A top-secret government program rescues orphans from the streets, covertly trains them to become instruments in service to their goal, until one subject breaks from the organization in rebellion and spends his life running from those who feel they own him while trying to help those in need. This one sentence synopsis is chock-full of tropes from the international spy genre, calling to mind works like The Bourne Identity, James Bond, and others. However, with this as its backdrop, Gregg Hurwitz has managed to launch a new series without it feeling derivative or falling into the landmines that so many before him failed to foresee. Orphan X is at once, both familiar and original.

Evan Smoak is a man who now lives his life as the Nowhere Man. When his unlisted cell phone rings, he knows that someone is being wronged in some way and he must act to stop this injustice. Taking on one assignment at a time, when he is successful in helping out a needy individual, that person is instructed to pass the phone number on to only one other troubled citizen. In this way, Evan is able to stay under the radar and out of the sight lines of the government organization hunting him down.

When his latest assignment does not go as planned, Evan Smoak realizes that his past is catching up with him. If he doesn’t discover the leak soon, those involved in the Orphan program – both those in charge and the other Orphan agents – might succeed is stopping him forever.

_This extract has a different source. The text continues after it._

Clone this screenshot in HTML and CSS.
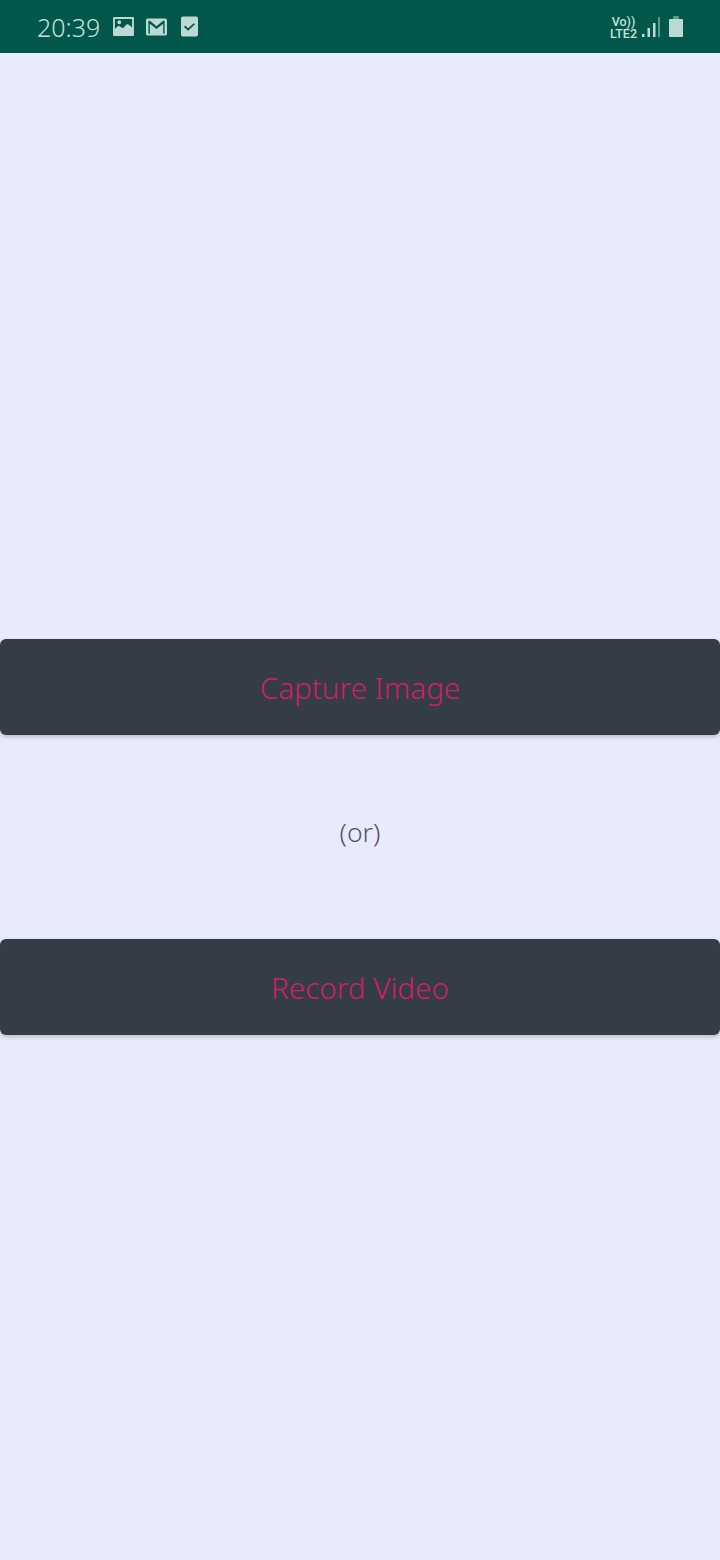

Gregg Hurwitz is to be commended for keeping the action high, but the techno-babble low. Orphan X could easily have become a shoot ‘em up thriller with massive details on guns, explosions, and the like. But instead, Hurwitz chooses to dig deep into the heart of Evan Smoak and elucidate the man under the armor. Some of the most affective and effecting passages in the novel involve the interactions between Evan and the young son of his upstairs neighbor. Evan – a man who never had parents – stumbles through learning what it means to be a role model and doesn’t always get it right. It is rare to see failings like this in a man who is purported to be a superhuman, killing machine.

This is not to say that the action scenes are lacking, however. Nor are necessary details overlooked. One extended sequence in which Evan researches a sniper’s perch overflows with tension and enough technical detail to craft true verisimilitude. Like many scenes in the book, readers will easily envision this happening on the big screen.

Evan’s childhood on the streets of East Baltimore is touched upon, while the majority of the present day action takes place in Los Angeles and Las Vegas. Since the Nowhere Man’s “job” could take him, the setting for future adventures is limitless.

It is obvious that Orphan X is a set-up for an extended series featuring Evan Smoak, but Gregg Hurwitz does a nice job of telling a complete story in this first novel. There are threads left open, but readers won’t come away feeling like half of the story is still missing. Hurwitz uses the out-of-fashion technique of titling each chapter which works to entice the reader to consume just one more chapter and also helps to give the novel the feel of a classic.

Evan Smoak is a vodka connoisseur and readers should immediately recognized Orphan X as a top-shelf thriller. It is time to belly up to the bar and consume this well-crafted series debut from Gregg Hurwitz.